As noted during the Privacy Law breakout session, and in the thorough bill analysis by the Assembly Committee on Privacy and Consumer Protection, the exemption for vessels arguably already exists as a matter of federal law.  So any California bill expressly exempting vessel information, just like the 2019 bill expressly exempting vehicle information, could be construed as merely a specific statement of an already existing general exemption.  These laws would not “weaken” consumer privacy through a new exemption, and thus run afoul of Section 3(c) of Proposition 24; they would merely give assurance to vehicle and vessel dealers and manufacturers that they are shielded from CPRA liability where they are complying with federal recall laws.    

Nevertheless, the seemingly mundane AB 335 raises what likely will be an ongoing issue as legislators navigate the restrictions of Proposition 24.  The proposition does not inherently bar every new exemption from the opt-out right.  And what it means to say that an amendment to  the CPRA compromises or weakens customer privacy itself may become a subject of debate.  Either way, as discussed during the Legislative Day breakout sessions, legislators’ willingness to expand the opt-out-right exemptions and their rationale for doing so bear watching, including with respect to personal information that a business collects in the context of an employment relationship.            

Michael Dore is a partner at the law firm Gibson, Dunn & Crutcher LLP and a member of the firm’s Media, Entertainment & Technology Practice Group and its White Collar Defense and Investigations Practice Group. He is a member of the CLA Privacy Section Legislative Committee.

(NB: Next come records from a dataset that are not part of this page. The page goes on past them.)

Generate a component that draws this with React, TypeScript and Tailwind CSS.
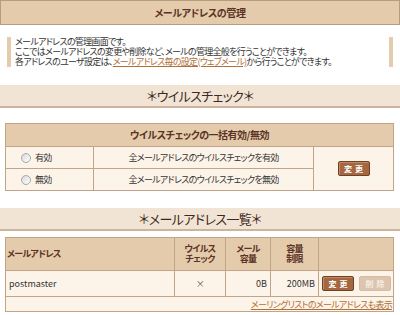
import React from 'react';

const font = "font-['Noto_Sans_CJK_JP','Noto_Sans',sans-serif] [font-feature-settings:'palt']";

const Radio = () => (
  <span className="inline-block w-[10px] h-[10px] rounded-full border border-[#a8a8a8] bg-gradient-to-br from-[#d8d8d8] to-white" />
);

const Btn = ({ label, disabled = false }: { label: string; disabled?: boolean }) => (
  <span
    className={
      disabled
        ? 'inline-flex items-center justify-center w-[32px] h-[15px] rounded-[2px] border border-[#d4bca6] bg-[#dcc5ae] text-[#f6ece2] text-[8px] tracking-[3px] pl-[3px] font-bold'
        : 'inline-flex items-center justify-center w-[32px] h-[15px] rounded-[2px] border border-[#6e4125] bg-[#a4673f] text-white text-[8px] tracking-[3px] pl-[3px] font-bold shadow-[inset_1px_1px_0_#c48a60]'
    }
  >
    {label}
  </span>
);

const SectionHeading = ({ children }: { children: React.ReactNode }) => (
  <div className="h-[23px] bg-[#f2e4d4] border-b-2 border-[#cdb49c] flex items-center justify-center text-[13px] tracking-[-0.6px] text-[#3a2a22]">
    {children}
  </div>
);

export default function App() {
  const cell = 'border border-[#c2a488]';
  return (
    <div className={`w-[400px] h-[315px] bg-white text-[9px] tracking-[-0.7px] leading-[10px] text-[#333] overflow-hidden ${font}`}>
      {/* title */}
      <div className="h-[25px] border border-[#b89a80] bg-[#e4cbab] flex items-center justify-center text-[10px] tracking-[-0.4px] font-bold text-[#5b3326]">
        メールアドレスの管理
      </div>

      {/* intro */}
      <div className="mt-[12px] mx-[7px] border-l-4 border-r-4 border-[#e4cbab] pl-[4px] leading-[10px]">
        <p>メールアドレスの管理画面です。</p>
        <p>ここではメールアドレスの変更や削除など、メールの管理全般を行うことができます。</p>
        <p>
          各アドレスのユーザ設定は、
          <span className="text-[#b0703a] underline">メールアドレス毎の設定(ウェブメール)</span>
          から行うことができます。
        </p>
      </div>

      <div className="mt-[18px]">
        <SectionHeading>＊ウイルスチェック＊</SectionHeading>
      </div>

      {/* virus check table */}
      <table className="mt-[15px] ml-[5px] w-[389px] border-collapse border border-[#b89a80]">
        <tbody>
          <tr className="h-[23px] bg-[#e4cbab]">
            <th colSpan={3} className={`${cell} text-[10px] tracking-[-0.5px] font-bold text-[#5b3326]`}>
              ウイルスチェックの一括有効/無効
            </th>
          </tr>
          <tr className="h-[22px] bg-[#fdf4e9]">
            <td className={`${cell} w-[88px] pl-[15px]`}>
              <span className="flex items-center gap-[4px]">
                <Radio />
                有効
              </span>
            </td>
            <td className={`${cell} w-[220px] text-center`}>全メールアドレスのウイルスチェックを有効</td>
            <td rowSpan={2} className={`${cell} text-center`}>
              <Btn label="変更" />
            </td>
          </tr>
          <tr className="h-[22px] bg-[#fdf4e9]">
            <td className={`${cell} pl-[15px]`}>
              <span className="flex items-center gap-[4px]">
                <Radio />
                無効
              </span>
            </td>
            <td className={`${cell} text-center`}>全メールアドレスのウイルスチェックを無効</td>
          </tr>
        </tbody>
      </table>

      <div className="mt-[17px]">
        <SectionHeading>＊メールアドレス一覧＊</SectionHeading>
      </div>

      {/* address list */}
      <table className="mt-[6px] ml-[5px] w-[389px] border-collapse border border-[#b89a80]">
        <tbody>
          <tr className="h-[33px] bg-[#e4cbab] font-bold text-[#5b3326] leading-[10px]">
            <th className={`${cell} w-[169px] text-left pl-[1px]`}>メールアドレス</th>
            <th className={`${cell} w-[51px] text-center`}>
              ウイルス
              <br />
              チェック
            </th>
            <th className={`${cell} w-[45px] text-center`}>
              メール
              <br />
              容量
            </th>
            <th className={`${cell} w-[48px] text-center`}>
              容量
              <br />
              制限
            </th>
            <th className={cell}></th>
          </tr>
          <tr className="h-[26px] bg-[#fdf4e9]">
            <td className={`${cell} pl-[3px] tracking-[0px]`}>postmaster</td>
            <td className={`${cell} text-center text-[#555]`}>×</td>
            <td className={`${cell} text-right pr-[3px] tracking-[0px]`}>0B</td>
            <td className={`${cell} text-right pr-[3px] tracking-[0px]`}>200MB</td>
            <td className={`${cell} pl-[3px]`}>
              <span className="flex items-center gap-[5px]">
                <Btn label="変更" />
                <Btn label="削除" disabled />
              </span>
            </td>
          </tr>
          <tr className="h-[15px] bg-[#fdf4e9]">
            <td colSpan={5} className={`${cell} text-right pr-[1px] leading-[13px]`}>
              <span className="text-[#b0703a] underline">メーリングリストのメールアドレスも表示</span>
            </td>
          </tr>
        </tbody>
      </table>
    </div>
  );
}
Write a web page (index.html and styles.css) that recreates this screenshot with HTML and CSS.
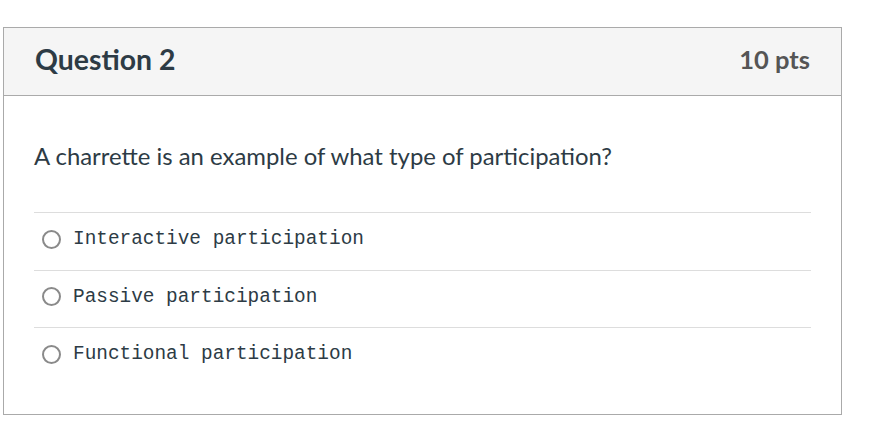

[1]   The Assembly Appropriations Committee sends any bill with an annual cost of more than $150,000 to a Suspense File, after which those bills are considered at a Suspense File hearing to determine if the bill should be released for further consideration.  In the Senate, the criteria for referral to the Suspense File is a cost of $50,000 or more to the General Fund or $150,000 or more to a special fund.